Saturday, 5 May 2012

Performance comparison of code invocation methods in .NET


Introduction

.NET has moved to become more of a functional programming since .NET 3.0. Currently there are many ways that you can invoke execution of code such as direct call, reflection, delegates, compiled expressions, dynamic, etc. In this post I will compare performance of these methods. Part of the inspiration for this comparison was reviewing the ASP.NET Web API code.

Readability/maintainability vs. Performance

Functional programming is on the rising popularity. Why now, is it not decades old? 

Part of the popularity goes back to the fact that now we run much faster machines - with more cores. And we need to solve more complex problems and there is a need to write more readable code and be able to expression the code more succinctly. On the top of all this, add the fact that we need to invoke code in parallel to get the best of our machines horse power. 

We are writing code that compared to 20 years ago is quite inefficient, using more processor cycles. C was slower than Assembly, and C# slower than C but it certainly does not make sense to write in Assembly. But language is only part of the story. We get choices in one language itself. In .NET, we sometimes use IEnumerable<T>.Count() instead of using IList<T>.Count. While .NET in case of .Count() first tries to convert the IEnumerable<T> to ICollection<T> and if it does not succeed then loops through to get the count, in other cases framework cannot improve the performance. 

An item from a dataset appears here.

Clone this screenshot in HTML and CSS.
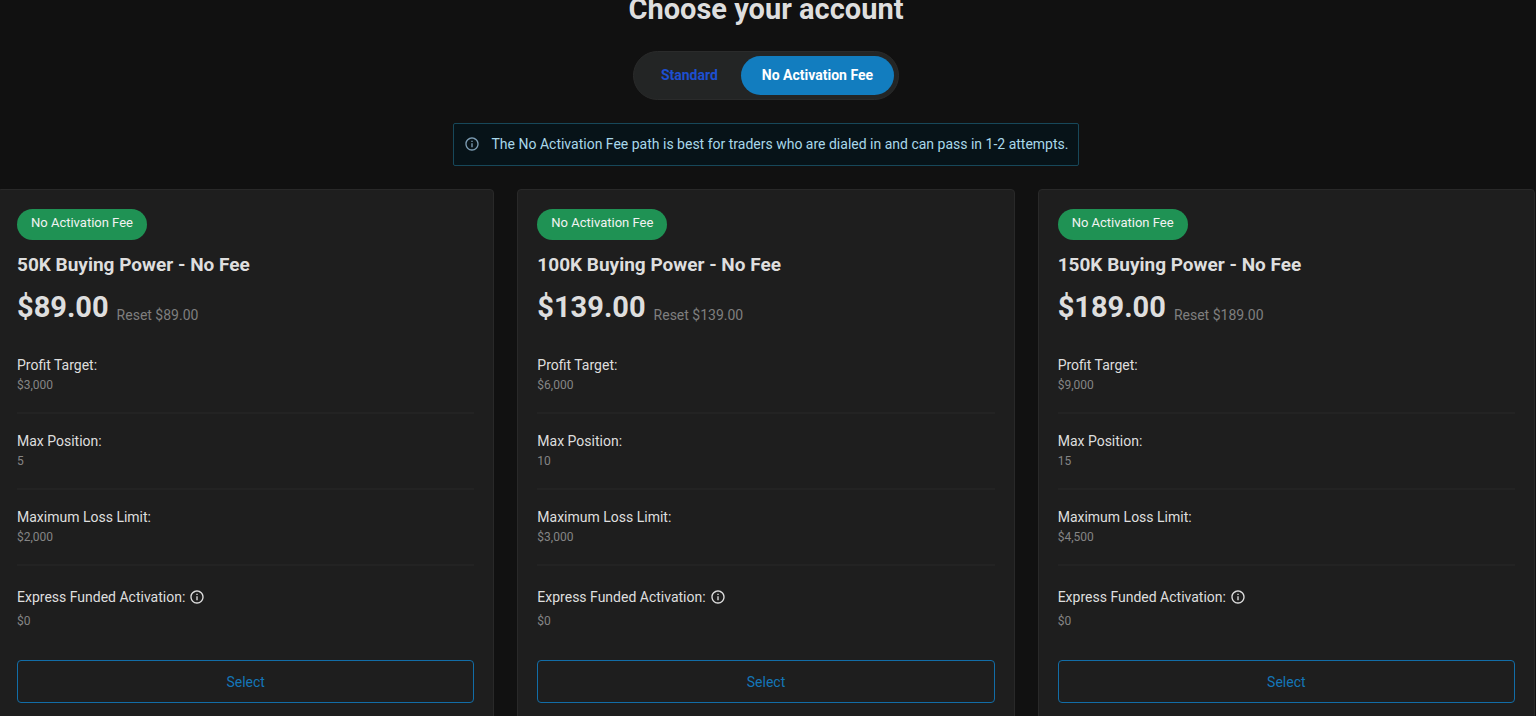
FILE: index.html
```
<!DOCTYPE html>
<html lang="en">

<head>
	<meta charset="utf-8">
	<title>Choose your account</title>
	<link rel="stylesheet" href="styles.css">
</head>

<body>
	<svg class="sprite" aria-hidden="true">
		<symbol id="icon-info" viewBox="0 0 24 24">
			<path d="M11 7h2v2h-2zm0 4h2v6h-2zm1-9C6.48 2 2 6.48 2 12s4.480 10 10 10 10-4.480 10-10S17.520 2 12 2zm0 18c-4.410 0-8-3.590-8-8s3.590-8 8-8 8 3.590 8 8-3.590 8-8 8z" />
		</symbol>
	</svg>
	<main class="pricing">
		<h1 class="heading">Choose your account</h1>
		<div class="toggle">
			<button type="button" class="toggle-btn" aria-pressed="false">Standard</button>
			<button type="button" class="toggle-btn active" aria-pressed="true">No Activation Fee</button>
		</div>
		<div class="notice">
			<svg class="icon"><use href="#icon-info" /></svg>
			<span>The No Activation Fee path is best for traders who are dialed in and can pass in 1-2 attempts.</span>
		</div>
		<div class="cards">
			<section class="card">
				<span class="badge">No Activation Fee</span>
				<h2 class="card-title">50K Buying Power - No Fee</h2>
				<div class="price-row">
					<span class="price">$89.00</span>
					<span class="reset">Reset $89.00</span>
				</div>
				<dl class="features">
					<div class="feature">
						<dt>Profit Target:</dt>
						<dd>$3,000</dd>
					</div>
					<div class="feature">
						<dt>Max Position:</dt>
						<dd>5</dd>
					</div>
					<div class="feature">
						<dt>Maximum Loss Limit:</dt>
						<dd>$2,000</dd>
					</div>
					<div class="feature">
						<dt class="with-icon">Express Funded Activation: <svg class="icon"><use href="#icon-info" /></svg></dt>
						<dd>$0</dd>
					</div>
				</dl>
				<button type="button" class="select-btn">Select</button>
			</section>
			<section class="card">
				<span class="badge">No Activation Fee</span>
				<h2 class="card-title">100K Buying Power - No Fee</h2>
				<div class="price-row">
					<span class="price">$139.00</span>
					<span class="reset">Reset $139.00</span>
				</div>
				<dl class="features">
					<div class="feature">
						<dt>Profit Target:</dt>
						<dd>$6,000</dd>
					</div>
					<div class="feature">
						<dt>Max Position:</dt>
						<dd>10</dd>
					</div>
					<div class="feature">
						<dt>Maximum Loss Limit:</dt>
						<dd>$3,000</dd>
					</div>
					<div class="feature">
						<dt class="with-icon">Express Funded Activation: <svg class="icon"><use href="#icon-info" /></svg></dt>
						<dd>$0</dd>
					</div>
				</dl>
				<button type="button" class="select-btn">Select</button>
			</section>
			<section class="card">
				<span class="badge">No Activation Fee</span>
				<h2 class="card-title">150K Buying Power - No Fee</h2>
				<div class="price-row">
					<span class="price">$189.00</span>
					<span class="reset">Reset $189.00</span>
				</div>
				<dl class="features">
					<div class="feature">
						<dt>Profit Target:</dt>
						<dd>$9,000</dd>
					</div>
					<div class="feature">
						<dt>Max Position:</dt>
						<dd>15</dd>
					</div>
					<div class="feature">
						<dt>Maximum Loss Limit:</dt>
						<dd>$4,500</dd>
					</div>
					<div class="feature">
						<dt class="with-icon">Express Funded Activation: <svg class="icon"><use href="#icon-info" /></svg></dt>
						<dd>$0</dd>
					</div>
				</dl>
				<button type="button" class="select-btn">Select</button>
			</section>
		</div>
	</main>
</body>

</html>
```
FILE: styles.css
```
* {
	box-sizing: border-box;
}

html {
	overflow: hidden;
}

body {
	margin: 0;
	background: #111;
	color: #dedede;
	font-family: Roboto, sans-serif;
	font-size: 14px;
	line-height: 20px;
}

button {
	font-family: inherit;
	font-size: 14px;
	cursor: pointer;
}

.sprite {
	display: none;
}

.icon {
	width: 16px;
	height: 16px;
	fill: currentColor;
	flex: none;
}

/* the cards run slightly past the left edge of the window */
.pricing {
	display: flex;
	flex-direction: column;
	align-items: center;
	margin: -8px 1px 0 -3px;
}

.heading {
	margin: 0 0 24px;
	font-size: 29px;
	font-weight: 700;
	line-height: 35px;
}

.toggle {
	display: flex;
	padding: 4px;
	border: 1px solid #2a2b2b;
	border-radius: 25px;
	background: #232525;
}

.toggle-btn {
	height: 39px;
	padding: 0 23px 2px;
	border: none;
	border-radius: 20px;
	background: none;
	color: #1d4fd0;
	font-weight: 700;
}

.toggle-btn.active {
	padding: 0 21px 2px;
	background: #127dbf;
	color: #fff;
}

.notice {
	display: flex;
	align-items: center;
	gap: 12px;
	margin: 23px 0;
	padding: 10px 10px 11px;
	border: 1px solid #17485a;
	border-radius: 2px;
	background: #071318;
	color: #a9d8ea;
}

.notice .icon {
	color: #7d9db4;
}

.cards {
	display: grid;
	grid-template-columns: repeat(3, 1fr);
	gap: 23px;
	width: 100%;
}

.card {
	padding: 19px;
	border: 1px solid #292929;
	border-radius: 4px;
	background: #1e1e1e;
}

.badge {
	display: inline-block;
	padding: 4px 14px 7px;
	border-radius: 16px;
	background: #1f9254;
	color: #f2f2f2;
	font-size: 13px;
}

.card-title {
	margin: 11px 0 8px;
	font-size: 19px;
	font-weight: 700;
	line-height: 28px;
}

.price-row {
	display: flex;
	align-items: flex-end;
	gap: 8px;
}

.price {
	font-size: 29px;
	font-weight: 700;
	line-height: 40px;
}

.reset {
	padding-bottom: 2px;
	color: #7f7f7f;
}

.features {
	margin: 11px 0 0;
}

.feature {
	padding: 17px 0;
}

.feature + .feature {
	border-top: 2px solid #232323;
}

.with-icon {
	display: flex;
	align-items: center;
	gap: 4px;
	min-height: 28px;
}

.feature dd {
	margin: 0;
	color: #858585;
	font-size: 12px;
}

.select-btn {
	width: 100%;
	height: 43px;
	margin-top: 12px;
	border: 1px solid #126da7;
	border-radius: 4px;
	background: none;
	color: #1476b8;
}
```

Our code is commonly a compromise between readability and performance. I for one would pick former over latter but my decision needs to be an informed decision. If a code is 1000 times slower (and that part of the code is called many times) I definitely would sacrifice readability, but if it is only twice slower, I would pick readability.

Context is also important. Poor performance on server can be costly but on the client usually would not be noticed. A real-time image processing code has to squeeze every drop of performance it can (having done real-time image processing in C++, I am pretty familiar with it), while an asynchronous batch process could use a more liberal approach. In any case, micro-optimisation is a common pitfall that I try not to fall into.

Code Invocation

In .NET we can use different ways to invoke some code (colour coded based on category):
  1. Static method call
  2. Instance method call
  3. Instance method call on virtual methods where CLR has to walk up/down the inheritance hierarchy to understand the piece of code to run.
  4. Invocation using reflection
  5. Invocation using a previously bound reflected object
  6. Invoking a delegate
  7. Invoking a Func or a compiled expression (which itself is a delegate)
  8. DynamicInvoke on a delegate
  9. Compiling a lambda expression and executing it
  10. Invocation on a dynamic object
For our test, I am using a simple class which calculates tangent of an angle. I have done all I could to make sure condition for all these scenarios are similar so that the difference in performance is only related to the call method.
internal class WidgetBase
{
 public virtual double VirtualGetTangent(double value)
 {
  throw new NotSupportedException();
 }
}

internal class Widget : WidgetBase
{

 public override double VirtualGetTangent(double value)
 {
  return Math.Sin(value) / (Math.Cos(value) + 0.0000001f);
 }

 public virtual double InstanceGetTangent(double value)
 {
  return Math.Sin(value) / (Math.Cos(value) + 0.0000001f);
 }

 public static double GetTangent(double value)
 {
  return Math.Sin(value) / (Math.Cos(value) + 0.0000001f);
 }

}

Now let's see how each scenario is implemented (I have commonly ignored the return value).
static void CallStatic(double value)
{
 Widget.GetTangent(value);
}

static void CallInstance(double value, Widget widget)
{
    widget.InstanceGetTangent(value);
}

static void CallVirtualInstance(double value, Widget widget)
{
 widget.VirtualGetTangent(value);
}

First three call types need not much explanation. Static method and instance method do not have much difference. Internally in CLR, instance method has an additional parameter for the instance itself passing this to it. Jeff Richter explains the difference between IL's call and callvirt where callvirt is slower than call but as we will see difference is minimal.
static void CallReflector(double value, Widget widget)
{
    MethodInfo methodInfo = typeof(Widget).GetMethods(BindingFlags.Instance |
  BindingFlags.Public).Where(x => x.Name == "InstanceGetTangent").First();
    methodInfo.Invoke(widget, new object[] { value });
}

static void CallMethodInfo(double value, MethodInfo methodInfo, Widget widget)
{
    methodInfo.Invoke(widget, new object[] { value });
}
With reflection, we have two steps. First one is binding where we get the MethodInfo from the type object. Next one is the actual execution where we use Invoke to execute the method. As you can see, second method is passed the MethodInfo while the first one binds every time. In our example, this will incur the overhead of boxing since both our input and output are double while parameters passed in and out of Invoke is object. However, I have decided to keep it so since this could also happen in a real scenario.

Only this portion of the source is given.